Duncan Speakman, Vauxhall Collective
member and critically acclaimed theatre practitioner, invites you to join him as he re-examines the classic British street scene. Our everyday lives are set to be re-invented as Speakman takes to the streets and asks us all to reconsider the ground we walk on. Famous for his subtle mobs and cinematic style of theatre using soaring soundtracks and beautifully presented framed scenes, Speakman is asking the people of London, Bristol and Liverpool to arrive at a secret venue at a specific time and date in November, armed only with an MP3 file and headphones. The audience, who can sign up to take part in the free event through the website www.subtlemob.com
, will be sent an MP3 file to download onto their i-pod or mobile phone prior to the event, and asked to gather at a given time and location, put on their headphones and press play to begin their own simultaneous experience of the subtle mob.

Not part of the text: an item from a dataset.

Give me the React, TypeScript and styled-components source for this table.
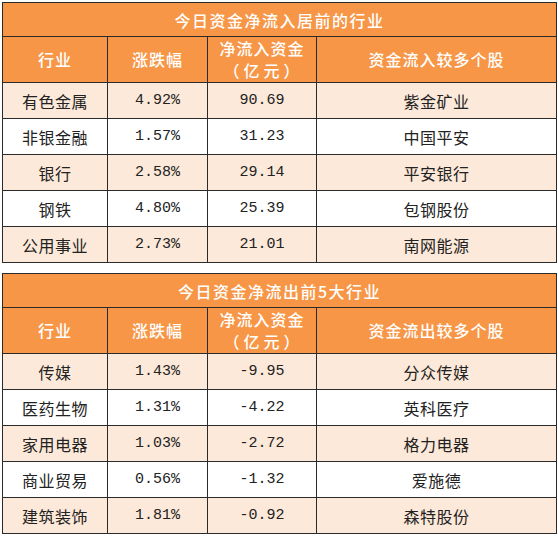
import React from "react";
import styled, { createGlobalStyle } from "styled-components";

const Global = createGlobalStyle`
  html, body { margin: 0; padding: 0; background: #ffffff; }
`;

const Page = styled.div`
  display: flex;
  flex-direction: column;
  gap: 10px;
  padding: 2px 0 0 2px;
  width: 554px;
`;

const Table = styled.table`
  border-collapse: collapse;
  table-layout: fixed;
  width: 554px;
  font-family: "Noto Sans CJK SC", "Noto Sans", sans-serif;
`;

const TitleCell = styled.th`
  background: #f79646;
  color: #ffffff;
  height: 33px;
  padding: 0;
  font-size: 16px;
  font-weight: 500;
  letter-spacing: 1.5px;
  text-align: center;
  border: 1px solid #2a2a2a;
`;

const HeadCell = styled.th`
  background: #f79646;
  color: #ffffff;
  height: 44px;
  padding: 0 0 1px 0;
  font-size: 16px;
  font-weight: 500;
  letter-spacing: 1px;
  line-height: 22px;
  text-align: center;
  border: 1px solid #2a2a2a;
`;

const HeadLine = styled.span<{ $wide?: boolean }>`
  display: block;
  letter-spacing: ${(p) => (p.$wide ? "4px" : "1px")};
  margin-right: ${(p) => (p.$wide ? "-3px" : "0")};
`;

const Row = styled.tr<{ $shade: boolean }>`
  background: ${(p) => (p.$shade ? "#fde9d9" : "#ffffff")};
`;

const Cell = styled.td<{ $num?: boolean }>`
  height: 35px;
  padding: 0;
  text-align: center;
  color: #222222;
  border: 1px solid #2a2a2a;
  font-size: ${(p) => (p.$num ? "15px" : "16px")};
  letter-spacing: ${(p) => (p.$num ? "0" : "0.5px")};
  font-family: ${(p) =>
    p.$num
      ? `"Liberation Mono", "DejaVu Sans Mono", monospace`
      : `"Noto Sans CJK SC", "Noto Sans", sans-serif`};
`;

type RowData = [string, string, string, string];

interface Data {
  title: string;
  stockHead: string;
  rows: RowData[];
}

const tables: Data[] = [
  {
    title: "今日资金净流入居前的行业",
    stockHead: "资金流入较多个股",
    rows: [
      ["有色金属", "4.92%", "90.69", "紫金矿业"],
      ["非银金融", "1.57%", "31.23", "中国平安"],
      ["银行", "2.58%", "29.14", "平安银行"],
      ["钢铁", "4.80%", "25.39", "包钢股份"],
      ["公用事业", "2.73%", "21.01", "南网能源"],
    ],
  },
  {
    title: "今日资金净流出前5大行业",
    stockHead: "资金流出较多个股",
    rows: [
      ["传媒", "1.43%", "-9.95", "分众传媒"],
      ["医药生物", "1.31%", "-4.22", "英科医疗"],
      ["家用电器", "1.03%", "-2.72", "格力电器"],
      ["商业贸易", "0.56%", "-1.32", "爱施德"],
      ["建筑装饰", "1.81%", "-0.92", "森特股份"],
    ],
  },
];

function FlowTable({ data }: { data: Data }) {
  return (
    <Table>
      <colgroup>
        <col style={{ width: 105 }} />
        <col style={{ width: 100 }} />
        <col style={{ width: 109 }} />
        <col style={{ width: 240 }} />
      </colgroup>
      <thead>
        <tr>
          <TitleCell colSpan={4}>{data.title}</TitleCell>
        </tr>
        <tr>
          <HeadCell>行业</HeadCell>
          <HeadCell>涨跌幅</HeadCell>
          <HeadCell>
            <HeadLine>净流入资金</HeadLine>
            <HeadLine $wide>（亿元）</HeadLine>
          </HeadCell>
          <HeadCell>{data.stockHead}</HeadCell>
        </tr>
      </thead>
      <tbody>
        {data.rows.map((r, i) => (
          <Row key={r[0]} $shade={i % 2 === 0}>
            <Cell>{r[0]}</Cell>
            <Cell $num>{r[1]}</Cell>
            <Cell $num>{r[2]}</Cell>
            <Cell>{r[3]}</Cell>
          </Row>
        ))}
      </tbody>
    </Table>
  );
}

export default function App() {
  return (
    <>
      <Global />
      <Page>
        {tables.map((t) => (
          <FlowTable key={t.title} data={t} />
        ))}
      </Page>
    </>
  );
}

The audience will at once be transported from an average street in a big city to another world where nothing is quite as it seems. Speakman applies the poetry of our routines to his work, creating invisible public artworks, inviting us all to look at the everyday in a creative light. Working closely with a plethora of performers, actors, sound engineers, musicians and contemporary makers, as well as speaking to local residents in each of the cities and asking them to contribute to the voiceover in each location, Speakman will lead the public in a very personal re interpretation of life today in Britain.
Each individual audience member will become part of a larger group, all experiencing slightly different versions of the same events. A pattern of activity will slowly emerge as participants see a plot unfolding through the events and information presented throughout the walk. Both spectators and participants, the audience members will see the street they walk down framed in a very different way as Speakman offers them an alternative view of their surroundings.
Winner of the Vauxhall Collective commission for theatre, Speakman was chosen by a panel of industry experts from Soho Theatre, Pleasance Theatre and interactive theatre specialists Gideon Reeling who were last years Vauxhall Collective members for the category. The Bristol based theatre practitioner was selected for his ability to create compelling experiences that both physically and emotionally engage audiences in public spaces.
Speakman was commissioned by Vauxhall Motors to create a piece of theatre with the theme of re-inventing British classics and he has produced the three performances as part of his ongoing exploration of how the use of sound influences the perception of public places. He toured the three UK locations in his Vauxhall Astra EcoFLEX to get a feel for each city. The theme of re-inventing British classics was chosen by Vauxhall as it fits well with the re-invention of the car, something the car company is doing with Ampera, their first electric vehicle.
As If It Were The Last Time soundtrack has been co-written with Sadie Anderson of Chrome Hoof, with additional contributions from Laura Groves (Blue Roses) and will be devised with members of Uninvited Guests (Lynn Gardner's Edinburgh festival favourites), Action Hero and a number of other contemporary theatre/performance makers and performing arts students.
To sign up to be part of Duncan Speakmans subtle mob performances visit www.subtlemob.com
Duncan Speakman is an artist based in Bristol, UK. Originally trained as a sound engineer at the Liverpool Institute for Performing Arts, his work now examines how we use sound to locate ourselves in personal and political environments. Seeking out the poetics of the everyday, he creates socially relevant experiences that engage audiences emotionally and physically in public spaces. Alongside his art practice he is a senior lecturer in Media Practice at the University of the West of England and is currently developing site-responsive soundwalks, street games and pervasive theatre works.
He has been exhibited internationally and in 2001 was awarded the Clark Trust Bursary for digital arts and has received critical acclaim for his videoblog, 29 fragile days. In 2007 he was peer advisor on the Almost Perfect locative media residency at Banff New Media Institute and since 2008 has been an artist in residence at the Pervasive Media Studio, Bristol.